#### Source data:
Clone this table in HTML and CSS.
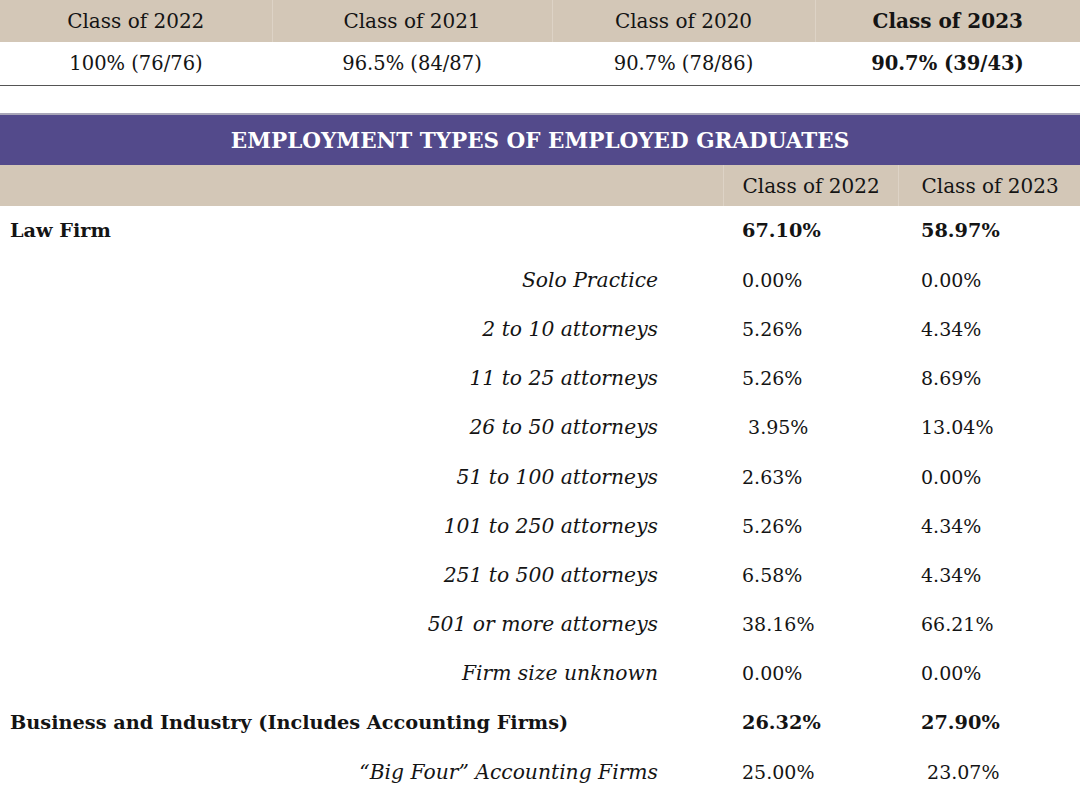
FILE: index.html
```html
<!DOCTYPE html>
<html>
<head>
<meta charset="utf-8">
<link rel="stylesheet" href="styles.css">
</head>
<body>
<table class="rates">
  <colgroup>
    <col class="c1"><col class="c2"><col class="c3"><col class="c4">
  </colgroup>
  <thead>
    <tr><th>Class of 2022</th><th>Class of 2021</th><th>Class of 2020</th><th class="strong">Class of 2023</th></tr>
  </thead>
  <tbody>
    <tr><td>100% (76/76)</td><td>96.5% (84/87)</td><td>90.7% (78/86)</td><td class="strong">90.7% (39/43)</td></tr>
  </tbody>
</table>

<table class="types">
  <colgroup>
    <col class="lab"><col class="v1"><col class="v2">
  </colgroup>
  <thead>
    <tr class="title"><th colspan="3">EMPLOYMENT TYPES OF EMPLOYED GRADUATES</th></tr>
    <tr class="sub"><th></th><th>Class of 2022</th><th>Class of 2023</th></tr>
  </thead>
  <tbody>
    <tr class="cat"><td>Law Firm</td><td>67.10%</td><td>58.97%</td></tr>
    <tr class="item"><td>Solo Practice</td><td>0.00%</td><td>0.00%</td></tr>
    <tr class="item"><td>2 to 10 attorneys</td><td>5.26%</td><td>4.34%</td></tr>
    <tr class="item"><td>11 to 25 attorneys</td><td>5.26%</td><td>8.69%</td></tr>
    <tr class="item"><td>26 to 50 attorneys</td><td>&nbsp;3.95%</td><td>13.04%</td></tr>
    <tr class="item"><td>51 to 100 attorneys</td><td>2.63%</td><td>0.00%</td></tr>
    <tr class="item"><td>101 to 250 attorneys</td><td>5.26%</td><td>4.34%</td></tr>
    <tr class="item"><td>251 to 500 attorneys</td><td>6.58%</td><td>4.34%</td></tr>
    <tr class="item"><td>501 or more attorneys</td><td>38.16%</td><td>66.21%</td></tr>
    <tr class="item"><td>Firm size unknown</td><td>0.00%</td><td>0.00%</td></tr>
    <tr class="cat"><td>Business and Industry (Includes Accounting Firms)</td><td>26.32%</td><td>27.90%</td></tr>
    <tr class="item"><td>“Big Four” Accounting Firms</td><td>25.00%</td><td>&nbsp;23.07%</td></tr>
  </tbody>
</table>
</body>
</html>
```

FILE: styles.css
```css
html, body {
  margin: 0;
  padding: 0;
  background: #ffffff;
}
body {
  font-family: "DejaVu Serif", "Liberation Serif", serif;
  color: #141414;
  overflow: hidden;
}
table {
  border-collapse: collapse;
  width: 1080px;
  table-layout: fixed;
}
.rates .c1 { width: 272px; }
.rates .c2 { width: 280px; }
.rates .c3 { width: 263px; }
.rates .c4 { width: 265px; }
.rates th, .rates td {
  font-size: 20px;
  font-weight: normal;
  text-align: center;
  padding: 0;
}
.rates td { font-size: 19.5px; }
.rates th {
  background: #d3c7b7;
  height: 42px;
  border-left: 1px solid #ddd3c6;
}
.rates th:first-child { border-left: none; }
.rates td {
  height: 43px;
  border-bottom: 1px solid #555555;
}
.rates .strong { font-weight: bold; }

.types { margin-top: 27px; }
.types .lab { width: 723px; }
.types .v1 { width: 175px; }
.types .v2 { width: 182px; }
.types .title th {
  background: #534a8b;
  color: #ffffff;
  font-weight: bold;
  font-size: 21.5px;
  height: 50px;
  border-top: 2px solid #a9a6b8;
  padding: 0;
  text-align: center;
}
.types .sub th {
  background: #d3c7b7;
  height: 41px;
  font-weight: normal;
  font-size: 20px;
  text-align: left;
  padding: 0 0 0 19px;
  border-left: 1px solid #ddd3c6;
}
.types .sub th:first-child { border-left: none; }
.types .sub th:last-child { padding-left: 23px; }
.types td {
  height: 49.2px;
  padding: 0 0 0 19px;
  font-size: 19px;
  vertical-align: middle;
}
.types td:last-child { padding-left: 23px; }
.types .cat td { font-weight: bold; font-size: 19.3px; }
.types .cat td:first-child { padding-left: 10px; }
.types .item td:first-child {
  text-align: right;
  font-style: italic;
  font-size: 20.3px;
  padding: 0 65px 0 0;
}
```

#### Problem to work on:
The listing above must be printed again exactly, minus its pictures.

#### The completed task:
Clone this table in HTML and CSS.
FILE: index.html
```html
<!DOCTYPE html>
<html>
<head>
<meta charset="utf-8">
<link rel="stylesheet" href="styles.css">
</head>
<body>
<table class="rates">
  <colgroup>
    <col class="c1"><col class="c2"><col class="c3"><col class="c4">
  </colgroup>
  <thead>
    <tr><th>Class of 2022</th><th>Class of 2021</th><th>Class of 2020</th><th class="strong">Class of 2023</th></tr>
  </thead>
  <tbody>
    <tr><td>100% (76/76)</td><td>96.5% (84/87)</td><td>90.7% (78/86)</td><td class="strong">90.7% (39/43)</td></tr>
  </tbody>
</table>

<table class="types">
  <colgroup>
    <col class="lab"><col class="v1"><col class="v2">
  </colgroup>
  <thead>
    <tr class="title"><th colspan="3">EMPLOYMENT TYPES OF EMPLOYED GRADUATES</th></tr>
    <tr class="sub"><th></th><th>Class of 2022</th><th>Class of 2023</th></tr>
  </thead>
  <tbody>
    <tr class="cat"><td>Law Firm</td><td>67.10%</td><td>58.97%</td></tr>
    <tr class="item"><td>Solo Practice</td><td>0.00%</td><td>0.00%</td></tr>
    <tr class="item"><td>2 to 10 attorneys</td><td>5.26%</td><td>4.34%</td></tr>
    <tr class="item"><td>11 to 25 attorneys</td><td>5.26%</td><td>8.69%</td></tr>
    <tr class="item"><td>26 to 50 attorneys</td><td>&nbsp;3.95%</td><td>13.04%</td></tr>
    <tr class="item"><td>51 to 100 attorneys</td><td>2.63%</td><td>0.00%</td></tr>
    <tr class="item"><td>101 to 250 attorneys</td><td>5.26%</td><td>4.34%</td></tr>
    <tr class="item"><td>251 to 500 attorneys</td><td>6.58%</td><td>4.34%</td></tr>
    <tr class="item"><td>501 or more attorneys</td><td>38.16%</td><td>66.21%</td></tr>
    <tr class="item"><td>Firm size unknown</td><td>0.00%</td><td>0.00%</td></tr>
    <tr class="cat"><td>Business and Industry (Includes Accounting Firms)</td><td>26.32%</td><td>27.90%</td></tr>
    <tr class="item"><td>“Big Four” Accounting Firms</td><td>25.00%</td><td>&nbsp;23.07%</td></tr>
  </tbody>
</table>
</body>
</html>
```

FILE: styles.css
```css
html, body {
  margin: 0;
  padding: 0;
  background: #ffffff;
}
body {
  font-family: "DejaVu Serif", "Liberation Serif", serif;
  color: #141414;
  overflow: hidden;
}
table {
  border-collapse: collapse;
  width: 1080px;
  table-layout: fixed;
}
.rates .c1 { width: 272px; }
.rates .c2 { width: 280px; }
.rates .c3 { width: 263px; }
.rates .c4 { width: 265px; }
.rates th, .rates td {
  font-size: 20px;
  font-weight: normal;
  text-align: center;
  padding: 0;
}
.rates td { font-size: 19.5px; }
.rates th {
  background: #d3c7b7;
  height: 42px;
  border-left: 1px solid #ddd3c6;
}
.rates th:first-child { border-left: none; }
.rates td {
  height: 43px;
  border-bottom: 1px solid #555555;
}
.rates .strong { font-weight: bold; }

.types { margin-top: 27px; }
.types .lab { width: 723px; }
.types .v1 { width: 175px; }
.types .v2 { width: 182px; }
.types .title th {
  background: #534a8b;
  color: #ffffff;
  font-weight: bold;
  font-size: 21.5px;
  height: 50px;
  border-top: 2px solid #a9a6b8;
  padding: 0;
  text-align: center;
}
.types .sub th {
  background: #d3c7b7;
  height: 41px;
  font-weight: normal;
  font-size: 20px;
  text-align: left;
  padding: 0 0 0 19px;
  border-left: 1px solid #ddd3c6;
}
.types .sub th:first-child { border-left: none; }
.types .sub th:last-child { padding-left: 23px; }
.types td {
  height: 49.2px;
  padding: 0 0 0 19px;
  font-size: 19px;
  vertical-align: middle;
}
.types td:last-child { padding-left: 23px; }
.types .cat td { font-weight: bold; font-size: 19.3px; }
.types .cat td:first-child { padding-left: 10px; }
.types .item td:first-child {
  text-align: right;
  font-style: italic;
  font-size: 20.3px;
  padding: 0 65px 0 0;
}
```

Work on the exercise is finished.